PRIMA LETTURA: At 14,19-28
Riferirono alla Chiesa quello che Dio aveva fatto per mezzo loro.
SALMO: (Sal 144)
I tuoi amici, Signore, proclamino la gloria del tuo regno.
Oppure:
Alleluia, alleluia, alleluia.
«In quel tempo, disse Gesù ai suoi discepoli:
«Vi lascio la pace, vi do la mia pace. Non come la dà il mondo, io la do a voi.
Non sia turbato il vostro cuore e non abbia timore. Avete udito che vi ho detto: “Vado e tornerò da voi”. Se mi amaste, vi rallegrereste che io vado al Padre, perché il Padre è più grande di me. Ve l’ho detto ora, prima che avvenga, perché, quando avverrà, voi crediate.
Non parlerò più a lungo con voi, perché viene il prìncipe del mondo; contro di me non può nulla, ma bisogna che il mondo sappia che io amo il Padre, e come il Padre mi ha comandato, così io agisco».
Gv 14,27-31a
La sera di Pasqua Gesù, apparendo agli apostoli chiusi nel cenacolo stretti nella morsa della paura, augura la pace e alita su di loro donando lo Spirito Santo. Il lascito di Gesù è la sua pace, ovvero lo Spirito di cui è ripieno. La pace donata da Gesù differisce da quella del mondo. La pace imposta dai governanti costa il sangue di coloro che devono subire prevaricazioni e ingiustizie. Il mondo «lascia in pace» chi lo asseconda, chi obbedisce in maniera rassegnata alla logica del più forte, ma non può garantire la pace vera.

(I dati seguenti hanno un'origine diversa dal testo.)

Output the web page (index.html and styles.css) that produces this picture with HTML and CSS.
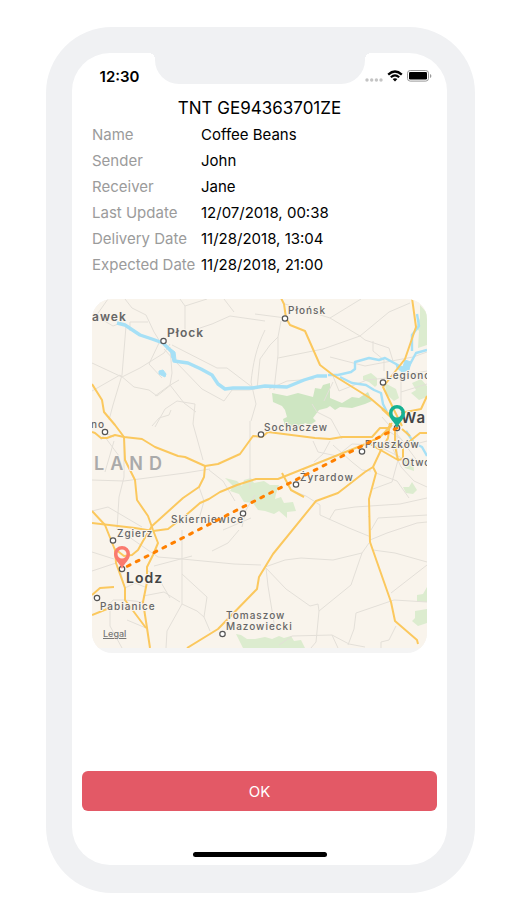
FILE: index.html
```
<!DOCTYPE html>
<html lang="en">
<head>
    <meta charset="UTF-8">
    <meta name="viewport" content="width=device-width, initial-scale=1.0">
    <title>Parcel details</title>
    <link rel="stylesheet" href="styles.css">
</head>
<body>
    <div class="phone">
        <div class="screen">
            <header class="status-bar">
                <div class="time">12:30</div>
                <div class="notch"></div>
                <div class="status-icons">
                    <svg class="signal" viewBox="0 0 18 4" aria-hidden="true">
                        <circle cx="2" cy="2" r="1.7"/>
                        <circle cx="6.7" cy="2" r="1.7"/>
                        <circle cx="11.4" cy="2" r="1.7"/>
                        <circle cx="16" cy="2" r="1.7"/>
                    </svg>
                    <svg class="wifi" viewBox="0 0 16 12" aria-hidden="true">
                        <path d="M1.2 4.6Q8-1.6 14.8 4.6" stroke-width="2.3"/>
                        <path d="M3.8 7.3Q8 3.5 12.2 7.3" stroke-width="2.1"/>
                        <path class="wifi-dot" d="M5.6 9.1Q8 7.2 10.4 9.1L8 11.5z"/>
                    </svg>
                    <svg class="battery" viewBox="0 0 25 12" aria-hidden="true">
                        <rect class="battery-case" x=".5" y=".5" width="21" height="10.6" rx="2.7"/>
                        <rect x="2" y="2" width="18" height="7.6" rx="1.3"/>
                        <path class="battery-tip" d="M23 4v4q1.4-.6 1.4-2T23 4z"/>
                    </svg>
                </div>
            </header>

            <main class="content">
                <h1>TNT GE94363701ZE</h1>

                <dl class="details">
                    <dt>Name</dt>
                    <dd>Coffee Beans</dd>
                    <dt>Sender</dt>
                    <dd>John</dd>
                    <dt>Receiver</dt>
                    <dd>Jane</dd>
                    <dt>Last Update</dt>
                    <dd>12/07/2018, 00:38</dd>
                    <dt>Delivery Date</dt>
                    <dd>11/28/2018, 13:04</dd>
                    <dt>Expected Date</dt>
                    <dd>11/28/2018, 21:00</dd>
                </dl>

                <div class="map">
                    <svg viewBox="0 0 335 349" role="img" aria-label="Route from Lodz to Warsaw">
                        <!-- forests -->
                        <g class="forest">
                            <path class="forest-dark" d="M180 94l15 3 11-3 15 4 2-9 6 1 2-4 7-2v15l12 5 10-6 7 1 9-6 4 9-7 3-13 4-12-1-5 3-5-4-3 2-8 2-6 8 3 3-6 4-5-2-6 5-14-2-2-7 4-2-2-7-3-4-9-4z"/>
                            <path d="M133 179l12 3 5 5 2-6 7-2 3 5 10-2 6 4 9 0-3 9-1 5 6-2 3 6 9-1 3 9-9 1 0 6-8-7-5 3-9-3-7-1-5-7-9-1-5-8-9-3 3-5z"/>
                            <path d="M271 77l8-3 6 5 0 7-2 2-6-5-6-2zM293 84l11 6 3 9-5 3-8-7zM320 84l9-4 6 7v11l-8 3-8-7 5-3zM328 6l7 8v32l-9 3 1-17-3-4 4-9zM311 188l6 0 3-5 5 8-4 4-7-1zM325 303v-7l6-1 4-7v15zM323 312l12-2v14l-9 3-6-5 3-3zM144 335l5 1 6 4 8 0 10-2 7 2 7-3 5 2 7-2 3 5 7-1 5 10h-62zM308 158l13 2 1 12-9-3z"/>
                        </g>

                        <!-- secondary roads -->
                        <g class="road-minor">
                            <path d="M16 0L4 17l17 10 8-3M33 0l7 9 14 7 8 17 5 8M0 64l30 14 18-9 24-15 6-9M34 27l-4 49-9 30-4 15M38 32V23h18M0 92l28-16 14 12 15 3 8 6 15-12 7-4M57 65l10-21M78 48l2 26-2 12M80 46l45 23h10l25 19"/>
                            <path d="M57 65l13 14M72 50l11 12 27 28 22 12 8-11h17l6-1M88 0l5 7V34M93 34l27-9 18-8 35 5M93 7l22-7M132 0l10 13M173 31c-9 18-12 34-14 52l5 22-5 17M63 97l15-11M78 86l14 18 12 9"/>
                            <path d="M63 128l10-18 12-8 18 3-2 20 10 36M194 19l-31-4M189 22l-3 16-8 8-10 14-3 30M186 38v18l-4 35M186 59l45-9 37-13M193 5l45 14 31-19M238 19l30 18 5 4 24 8 4 13M268 37l29-24 21-9M281 42v10l11 9V72M292 79v11M222 80l-27 2-18 8M241 77l6 15 28-11 20-2 40-7M241 83l-9 19M238 58l35 9 48-9 14-5"/>
                            <path d="M60 127l7-8 10-3 2-5M32 138v40l-5 20-2 32M32 182l61-8 25-4M117 171l14 11 12 20M107 188l5 14-5 18M158 122v32M158 154v36M0 181l32 1M0 212l16-4 34 20M22 142l-9 31M9 141l4-7 9 4M13 138l14 19"/>
                            <path d="M27 231l39 27 24 2 52 5 27 1M90 231v29M90 260V305l15 7 7 6M90 275l25 23-3 20 6 14M90 305l-15 27-1 17M55 271l12 9 11 19M62 267l38-10M24 264l-24 8M33 289l10-5 10 4M13 311l8-10 12 0M33 301l18 2M55 283l14-6M0 253l22 7M28 271l5 18M18 303v24l12 22M51 297l21-4 16 10M54 329l-19-8"/>
                            <path d="M120 252l16-8 11-13M131 231l28-12M173 268l20-7 16-2 32 2 29-7 7-10M174 269l20 21 24 17 8-2 1 7-3 31-5 6M227 312l32-26 11-32M174 269l2 18 7 43M187 346l13-9 40-1 6 13M240 336l17 9 16 3M256 346l6-16 2-16 38-13 33 2M281 251l22 3 32 9M299 294l36-28M304 327l-7 14-8 2v6M278 241l17-7 30-10 10-1M279 231l7-12 49-3M276 217l2 2"/>
                            <path d="M198 191l16 6 14 9v10l29 13 22 9M237 221l6-10 20-3 45-3 27-6M221 142l5 11 19 4 15-12 24 1 24 12M238 142l-7 13-9 8M250 140l-11-20-14-7-5-8M260 163l10 8 9 1M260 163l-19-17M293 130l16 10 17 23M296 139l13 29 13 14 13 6M284 174l21 8 12 17M289 150l23-2 23-6M305 129v25M290 118l27 31M306 161l-6 22-19 7M163 196l-9 15-4 17M309 112V82l-7-9M309 93l26-8"/>
                        </g>

                        <!-- rivers and lakes -->
                        <g class="river">
                            <path d="M25 24l8 2 15 10 12 4 11 4 9 9 2 9 14 2 13 6 11 6 6 9 7 5 8-1h19l13-2 22 1 17-7 13-4 10 0" stroke-width="3.4"/>
                            <path d="M236 76l10 0 13-3 4-3v-7l14-4 10 2 6-2 11 6 6 4 7-2 7-13 11-3M320 52v-16l7-9-2-12M248 78l12 6 14 2 8 5 7 3 2 11 4 8M314 132l8 12 8 4 5 9" stroke-width="2.4"/>
                            <path class="lake" d="M67 72l4-1 3 4-1 3-6-3zM79 50l4 3 1 8-4-2zM304 65l7 3 2-7 6 2-2 8-7 2-5-4z"/>
                        </g>

                        <!-- main roads -->
                        <g class="road-main">
                            <path d="M0 85l10 16 2 12 11 13 9 12 1 23 10 20 2 20 11 16 5 14 5 13-5 12-6 12v15l-4 20 4 26 3 20"/>
                            <path d="M0 133l3 1 6 5h6l8-3 9 2 18 2 13 8 23 9 7 1 20 9 13-2 22-10 13-18 9 1 6-5 47 6 15 1 12-2h30l8-9h8l4-5"/>
                            <path d="M113 167l-1 11-5 10-16 11-31 28-9 15-5 9-6 5-8 1-9-7"/>
                            <path d="M0 224l43 5 18 3 15-2 17-13 15-13 9-4 11-7 17-7 19-6h22l90-36 12-6 12-12"/>
                            <path d="M0 212l13 14 6 15 4 10 1 13 9 25v12l21 28M0 296l8-7 14-1M0 316l15-6"/>
                            <path d="M95 349l31-19 39-40 2-12 14-23 43-53 22-8 27-21 8-5 8-17 7-12 2-15"/>
                            <path d="M281 168l3 6-7 26 1 43 21 60 4 19 22 19 1 4M190 174l9 17 13 7"/>
                            <path d="M189-1l3 6 2 14 4 7 15 6 15 34 13 10 37 23 20 17 9 11M320-1l4 29-11 32-22 28 12 25 7 14"/>
                            <path d="M309 114l20-4 6-13M278 145l28 16 5-1v-12l12-10 5-4h7M303 129v18l3 14M303 148h11M310 130l8 7M290 110l15 14 7-10"/>
                        </g>

                        <!-- towns -->
                        <g class="town">
                            <circle cx="71.500" cy="42" r="2.700"/>
                            <circle cx="193" cy="19.500" r="2.700"/>
                            <circle cx="291" cy="83.500" r="2.700"/>
                            <circle cx="13" cy="133" r="2.700"/>
                            <circle cx="169" cy="135.500" r="2.700"/>
                            <circle cx="270" cy="152.500" r="2.700"/>
                            <circle cx="204" cy="185.500" r="2.700"/>
                            <circle cx="151" cy="214.500" r="2.700"/>
                            <circle cx="21" cy="241.500" r="2.700"/>
                            <circle cx="5" cy="299" r="2.700"/>
                            <circle cx="130.500" cy="335" r="2.700"/>
                            <circle cx="30" cy="270" r="2.700"/>
                            <circle cx="305" cy="129" r="2.700"/>
                        </g>

                        <text class="country" x="2" y="171">LAND</text>
                        <g class="label-medium">
                            <text x="0" y="22">awek</text>
                            <text x="75" y="38">Płock</text>
                        </g>
                        <g class="label-small">
                            <text x="196" y="15">Płońsk</text>
                            <text x="294" y="80">Legiono</text>
                            <text x="-1" y="129">no</text>
                            <text x="172" y="132">Sochaczew</text>
                            <text x="273" y="149">Pruszków</text>
                            <text x="310" y="167">Otwo</text>
                            <text x="208" y="182">Żyrardow</text>
                            <text x="79" y="224">Skierniewice</text>
                            <text x="25" y="238">Zgierz</text>
                            <text x="8" y="311">Pabianice</text>
                            <text x="134" y="320">Tomaszow</text>
                            <text x="134" y="331">Mazowiecki</text>
                        </g>
                        <g class="label-large">
                            <text class="capital" x="309" y="124">Wa</text>
                            <text x="34" y="284">Lodz</text>
                        </g>

                        <!-- route and its two ends -->
                        <path class="route" d="M305 129L30 270"/>
                        <path class="pin pin-start" d="M30 270C27 263 22 261 22 255a8 8 0 0 1 16 0C38 261 33 263 30 270zM30 250.500a4.500 4.500 0 1 0 0 9a4.500 4.500 0 1 0 0-9z"/>
                        <path class="pin pin-end" d="M305 129C302 122 297 120 297 114a8 8 0 0 1 16 0C313 120 308 122 305 129zM305 109.500a4.500 4.500 0 1 0 0 9a4.500 4.500 0 1 0 0-9z"/>
                    </svg>
                    <a class="legal" href="#">Legal</a>
                </div>
            </main>

            <footer class="actions">
                <button type="button" class="ok-btn">OK</button>
                <div class="home-indicator"></div>
            </footer>
        </div>
    </div>
</body>
</html>
```
FILE: styles.css
```
* {
    margin: 0;
    padding: 0;
    box-sizing: border-box;
}

body {
    font-family: 'Inter', 'Liberation Sans', sans-serif;
    font-size: 15px;
    color: #000;
    background: white;
    min-height: 100vh;
    padding: 27px 45px 27px 46px;
    display: flex;
    justify-content: center;
}

.phone {
    flex: 1;
    max-width: 480px;
    display: flex;
    background: #f0f1f3;
    border-radius: 66px;
    padding: 26px 28px 28px 26px;
}

.screen {
    flex: 1;
    min-width: 0;
    display: flex;
    flex-direction: column;
    background: white;
    border-radius: 38px;
}

/* Status bar */
.status-bar {
    display: grid;
    grid-template-columns: 1fr 56% 1fr;
    height: 45px;
}

.time {
    font-weight: 600;
    line-height: 18px;
    padding-top: 15px;
    text-align: right;
    padding-right: 15px;
}

.notch {
    position: relative;
    height: 31px;
    background: #f0f1f3;
    border-radius: 0 0 24px 24px;
}

.notch::before,
.notch::after {
    content: '';
    position: absolute;
    top: 0;
    width: 6px;
    height: 6px;
}

.notch::before {
    right: 100%;
    background: radial-gradient(circle at 0 100%, transparent 6px, #f0f1f3 6px);
}

.notch::after {
    left: 100%;
    background: radial-gradient(circle at 100% 100%, transparent 6px, #f0f1f3 6px);
}

.status-icons {
    display: flex;
    align-items: center;
    height: 46px;
    gap: 4px;
}

.signal {
    width: 18px;
    height: 4px;
    margin-top: 8px;
    fill: #c4c4c4;
}

.wifi {
    width: 16px;
    height: 12px;
    fill: none;
    stroke: #000;
}

.wifi-dot {
    fill: #000;
    stroke: none;
}

.battery {
    width: 25px;
    height: 12px;
}

.battery-case {
    fill: none;
    stroke: #999;
}

.battery-tip {
    fill: #999;
}

/* Parcel details */
.content {
    padding: 0 20px;
}

h1 {
    font-size: 17px;
    font-weight: 400;
    line-height: 21px;
    text-align: center;
    margin-bottom: 3px;
}

.details {
    display: grid;
    grid-template-columns: 109px 1fr;
    line-height: 26px;
    white-space: nowrap;
    margin-bottom: 21px;
}

.details dt {
    color: #9b9b9b;
}

/* Map */
.map {
    position: relative;
    overflow: hidden;
    background: #f4f4f4;
    border-radius: 20px;
    padding-bottom: 5px;
}

.map svg {
    display: block;
    width: 100%;
    background: #f9f4ec;
}

.forest {
    fill: #dceccf;
}

.forest-dark {
    fill: #cee6c2;
}

.road-minor {
    fill: none;
    stroke: #e3dfd8;
    stroke-width: 1;
}

.road-main {
    fill: none;
    stroke: #fbc85e;
    stroke-width: 2;
    stroke-linejoin: round;
}

.river {
    fill: none;
    stroke: #a6e0f6;
    stroke-linejoin: round;
}

.lake {
    fill: #a6e0f6;
}

.town {
    fill: white;
    stroke: #555;
    stroke-width: 1.2;
}

.map text {
    fill: #666;
    stroke: #f9f4ec;
    stroke-width: 2;
    paint-order: stroke;
    stroke-linejoin: round;
    letter-spacing: 1px;
}

.map .label-small text {
    font-size: 10px;
    font-weight: 500;
}

.map .label-medium text {
    font-size: 12px;
    font-weight: 600;
}

.map .label-large text {
    font-size: 14px;
    font-weight: 600;
    fill: #444;
}

.map .label-large .capital {
    font-size: 15px;
}

.map .country {
    font-size: 18px;
    font-weight: 600;
    letter-spacing: 6px;
    fill: #aaa;
}

.route {
    fill: none;
    stroke: #ff8000;
    stroke-width: 3;
    stroke-linecap: round;
    stroke-dasharray: 3 7;
}

.pin {
    fill-rule: evenodd;
}

.pin-start {
    fill: #fa7a6e;
}

.pin-end {
    fill: #16b193;
}

.legal {
    position: absolute;
    left: 11px;
    bottom: 13px;
    font-size: 9px;
    line-height: 12px;
    font-weight: 500;
    color: #777;
}

/* Bottom of the screen */
.actions {
    margin-top: auto;
    padding: 20px 10px 8px;
}

.ok-btn {
    display: block;
    width: 100%;
    height: 40px;
    border: none;
    border-radius: 6px;
    background: #e35966;
    color: white;
    font-family: inherit;
    font-size: 15px;
    cursor: pointer;
}

.ok-btn:hover {
    background: #d64c59;
}

.home-indicator {
    width: 134px;
    height: 5px;
    margin: 41px auto 0;
    border-radius: 3px;
    background: #000;
}
```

La pace di Dio non viene da una minaccia, ma da una promessa, quella di condividere con Gesù la gioia dell’amore. La pace di Gesù è la riconciliazione. In quest’ottica essa diventa l’unico motivo valido per rimanere fedeli a Dio e ai fratelli. Gesù ne è un esempio. Pur sottoposto alla prova dal principe del mondo, non si è lasciato travolgere dalla paura che è l’unica arma che il demonio ha per sottometterci.
La pace nasce dal servizio, ovvero dall’obbedienza alla parola del Padre. Se si obbedisce alla paura s’innescano conflitti, al contrario, se si accoglie il dono dello Spirito, la pace di Dio, allora si diventa operatori di pace e di riconciliazione. La pace si costruisce giorno per giorno nello stesso modo in cui cresce e matura una relazione d’amore che è tale non perché non ha mai subito crisi, ma perché le ha attraversate avendo sempre presente l’obbiettivo della riconciliazione.

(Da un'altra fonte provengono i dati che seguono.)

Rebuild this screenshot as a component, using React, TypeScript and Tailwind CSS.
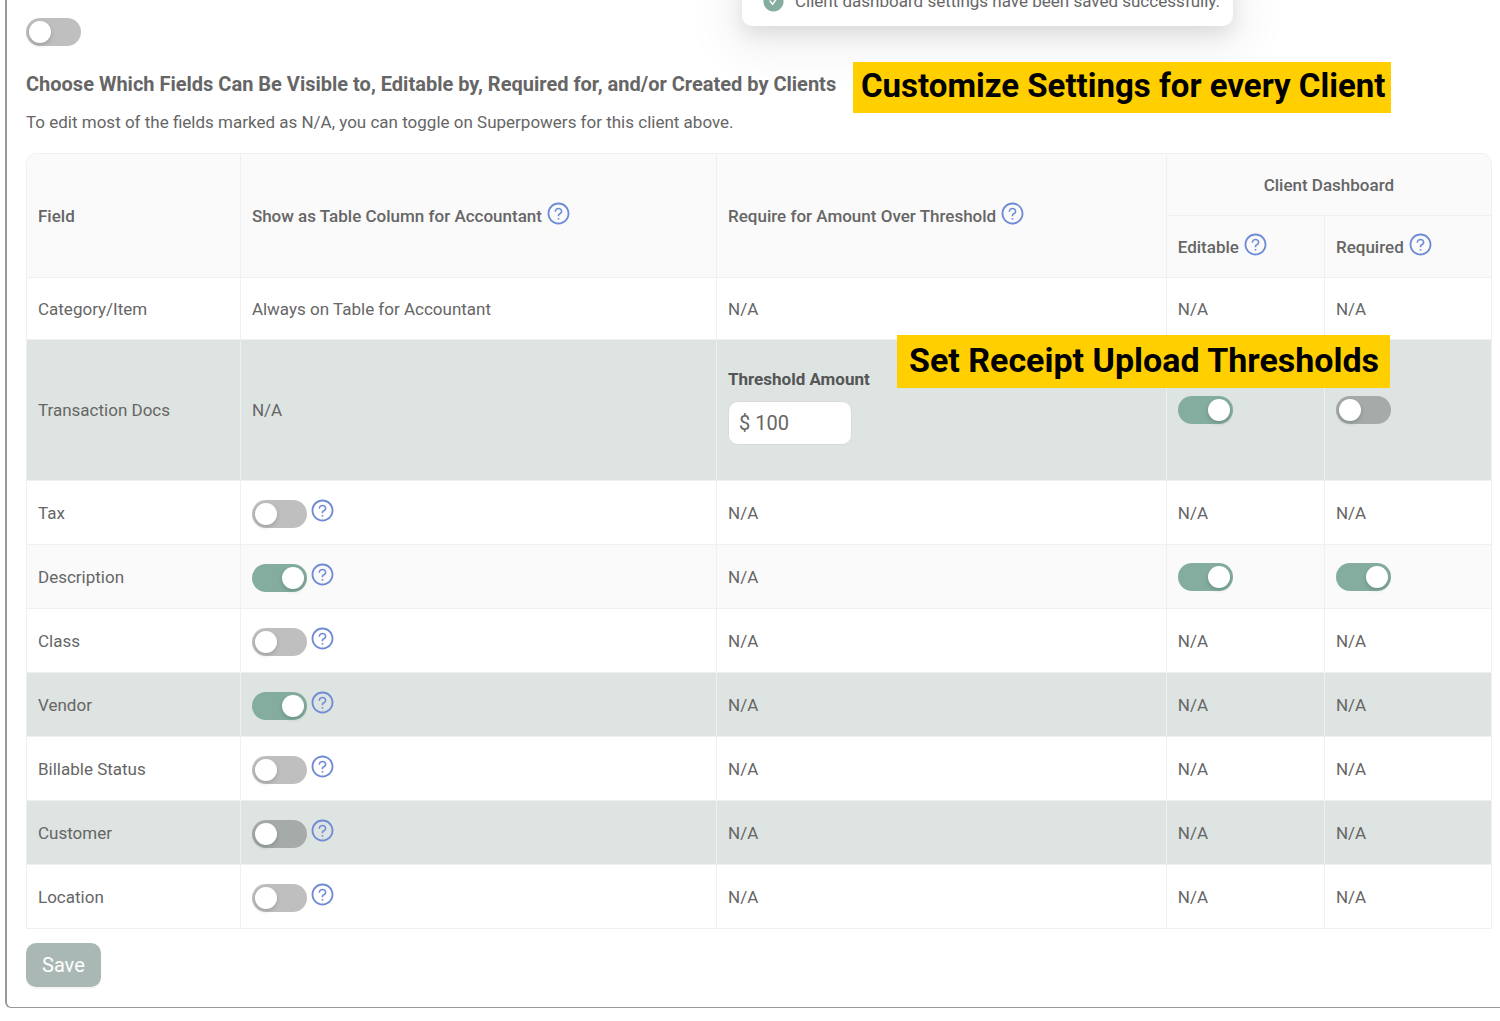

Gesù ci parla indirettamente della croce: ci lascerà la pace, ma al prezzo della sua dolorosa uscita da questo mondo. Oggi leggiamo le sue parole dette prima del sacrificio della Croce e che furono scritte posteriormente alla sua Risurrezione. Sulla Croce, con la sua morte vinse la morte e la paura. Non ci dà la pace «come la dà il mondo» (cf. Gv 14,27), ma lo fa attraverso il dolore e l’umiliazione: così dimostrò il suo amore misericordioso all’essere umano.
Nella vita degli uomini è inevitabile la sofferenza, a partire dal giorno in cui il peccato è entrato nel mondo. Alcune volte si tratta di dolore fisico; altre di quello morale; in altre occasioni si tratta di un dolore spirituale…, e per tutti arriva la morte. Dio però, nel suo amore infinito, ci ha dato il rimedio per avere pace nel dolore. Lui ha accettato di “andarsene” da questo mondo con una “uscita” sofferente e avvolta di serenità.
Perché lo fece così? Perché in questo modo il dolore umano —unito a quello di Cristo— si trasforma in un sacrificio che salva dal peccato. «Sulla Croce di Cristo (…), la stessa sofferenza umana è rimasta redenta» (Giovanni Paolo II). Gesù Cristo soffre con serenità perché compiace al Padre celeste mediante un atto di costosa obbedienza, e con il quale si offre volontariamente per la nostra salvezza.
Un autore sconosciuto del II secolo mette sulle labbra di Cristo le seguenti parole: «Guarda gli sputi sul mio volto, che ho ricevuto per te, per restituirti il primo alito di vita che ho soffiato sul tuo volto. Guarda gli schiaffi sulle mie guance, che ho sopportato per riformare d’accordo alla mia immagine il tuo aspetto deteriorato. Guarda la mia spalla flagellata per togliere dalla tua il peso dei tuoi peccati. Guarda le mie mani, saldamente immobilizzate con chiodi sull’albero della croce, per te, che un tempo stendesti funestamente una delle tue mani verso l’albero proibito».